• Kingsland boy saves sister battling leukemia with bone marrow transplant

    By: Kaitlyn Chana , Action News Jax

    Updated:

    KINGSLAND, Georgia - A little girl from Kingsland, Georgia was diagnosed with a rare form of leukemia two years ago.

    Doctors at Wolfson Children’s Hospital said about 50 children every year have this aggressive form of acute myeloid leukemia. 

    Even when the odds were stacked against Claire Bordelon she taught others to have hope. 

    “I didn’t know what was happening at first. I just thought I was, like, sick,” Claire said.

    When she was in third grade, she was diagnosed with cancer; her parents, Casey and Charles, said this diagnosis has only a 20 percent survival rate.

    “It turns into one in five kids. If you line up five kids that means only one of them is going to live. They’re little kids, “ Casey emphasized. 

    This leukemia is especially difficult to treat, but children who have better cure rates receive an allogenic bone marrow transplant.

    “It was kinda sad. It was scary,” Claire said.

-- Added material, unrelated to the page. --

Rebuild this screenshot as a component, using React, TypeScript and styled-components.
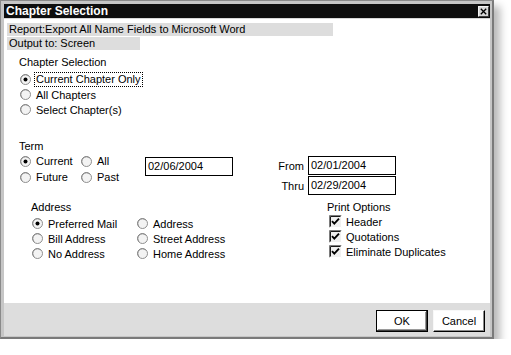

    A bone marrow transplant would boost her chances for survival; her parents completed the testing to see if they were a match. But they weren’t. A doctor instructed them to test their 5-year-old son, Asher, who was found to be a perfect match. 

    “His bone marrow was fine and mine was sick, so we gave some of his bone marrow to me,” Claire said.

    Asher donated his bone marrow to help rebuild Claire’s immune system. 

    Their dad said, “he knew what he was doing, he knew that he was saving his sister.”

    On Sept. 27 2016, Asher went under for the removal of a portion of his bone marrow. That day is also known as transplant day, where staff members at the hospital celebrate by administering Claire’s new bone marrow into her body by having a party. 

    Rebuilding blood cells can take a month, but Claire only needed 11 days. Asher saved his sister’s life. These two share an inseparable bond. 

    In the hospital, Claire fell in love with learning how to make slime. When Action News Jax’s reporter Kaitlyn Chana was at their house, Claire taught her the right combination to make this at-home science project.

    They also played with her stuffed animals inside her doll house until the family set up a gingerbread building party. 

    Claire believes you always have to carry hope in your heart. She is now in remission. Her doctors at Wolfson Children's Hospital feel confident that she’ll have a bright future ahead of her.